Her duties as a mother and her nursing classes left her wondering at times if she had the strength to get through RCIA. When her children are awake, she gives her time to them, putting off studying until late at night. She talked about her dilemma with a deacon at Holy Cross. His response reinforced her decision to become Catholic.
“My adviser says, ‘Well, why not you? God, for a reason, gave you two special-needs children. They had to be born at that time, why not you? What can you give back? What can you bring to your church? What can you bring to nursing?’”
“It was just like the most profound thing I had heard,” she said. “Why me? Everyone asks that. You’ll be in traffic. Why me, today of all days? It’s never been turned around to me before. Why not you? What does God see in you? It’s not easy. I’m not saying RCIA has been easy, or life in general, with our kids and not having to say something mean to someone else when they’re staring or make a comment.”

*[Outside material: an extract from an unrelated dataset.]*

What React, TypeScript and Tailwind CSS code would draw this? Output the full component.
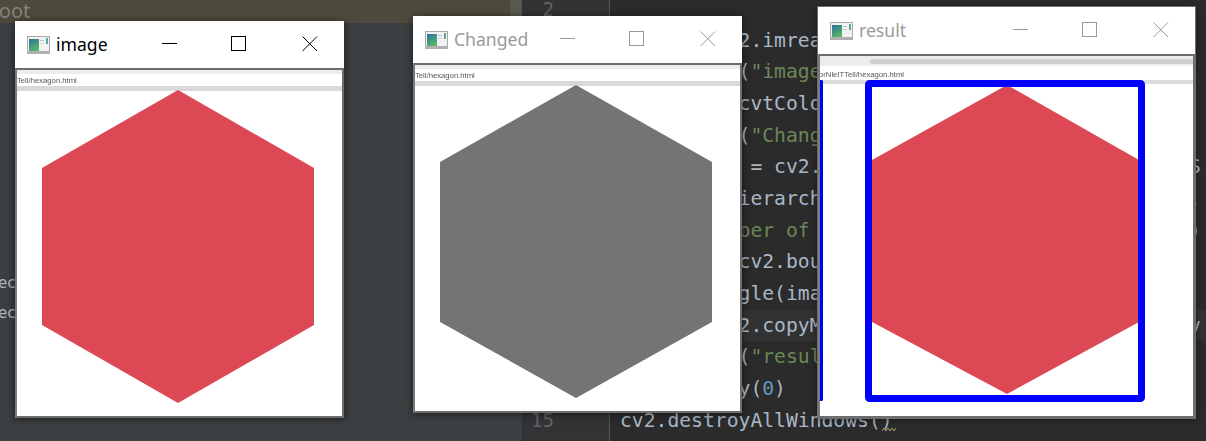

They have had that experience in other churches, but not Holy Cross. The Kasdays said they have made many friends at the parish, which feels like a second home to them. Married since 1996, they hope to have their marriage blessed, and their boys baptized.
The Kasdays encourage others who may be seeking a spiritual home to give RCIA a try.
“RCIA has taught me so many things about myself, about our family,” Lisa said. “It’s been a learning experience.”